The theory upon which plaintiff attacks the judgment is that it had a claim against the defendant, about which there was a bona fide controversy, and upon which it had admittedly brought suit, and that as it believed the defendant to be in arrears, they had the right under its contract to withhold shipments, and that as there was a bona fide dispute in regard to the question of whether the defendant was or was not liable, that was sufficient to support a compromise. Defendant’s theory of the case, however, was that the facts disclosed and known to the plaintiff show, beyond all dispute, that there was no liability on its part for the item claimed, and that by its claim, the plaintiff was attempting to compel the repayment of a matter already settled, and that it took advantage of the situation in which defendant found itself to compel defendant to pay a sum of money which it was not, in any way, obligated to pay, and that the means employed by the plaintiff was its unlawful refusal to perform its contract with the defendant unless defendant complied with its unlawful demands when it knew that such an unlawful refusal to comply with its contractual duty would result in intolerable financial distress to defendant. If the facts contended for by the defendant were true, the action of the plaintiff, under the authorities cited, clearly amounted to moral duress. Every intendment must be in favor of the verdict, and it must be assumed that the jury found *183the facts to be as contended for by the defendant. As such findings could not be said to be manifestly contrary to the weight of the evidence, the judgment must be affirmed.

Affirmed.

Mr.

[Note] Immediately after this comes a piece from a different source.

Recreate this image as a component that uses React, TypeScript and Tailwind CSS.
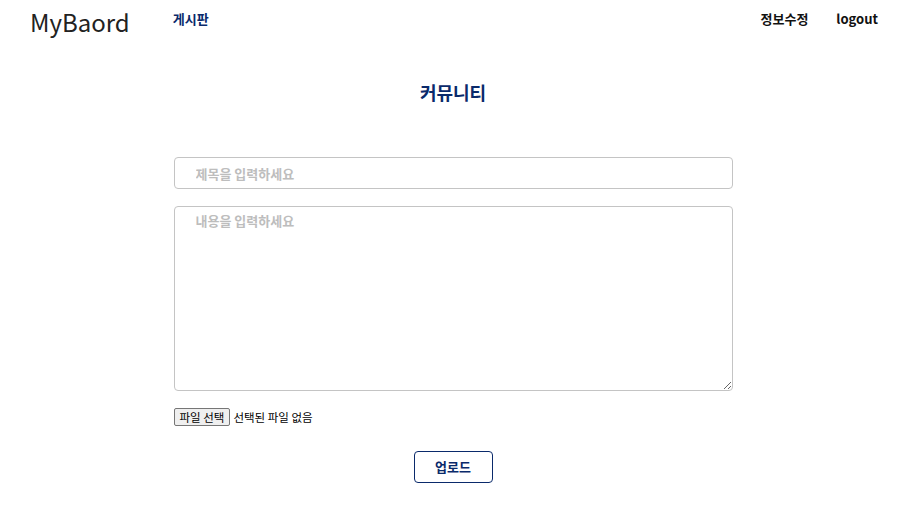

Justice Taylor

dissenting.

Being unable to perceive that a compromise agreement (such as exists in this case) voluntarily made between two business corporations as the result of protracted conferences and negotiations, each party thereto having admittedly at the time a full and complete knowledge of all material facts and the law, should be allowed thereafter to be broken by the court on the sole ground that the complaining party now claims in stultification of its promise it was subjected to property or moral duress, I am constrained to dissent.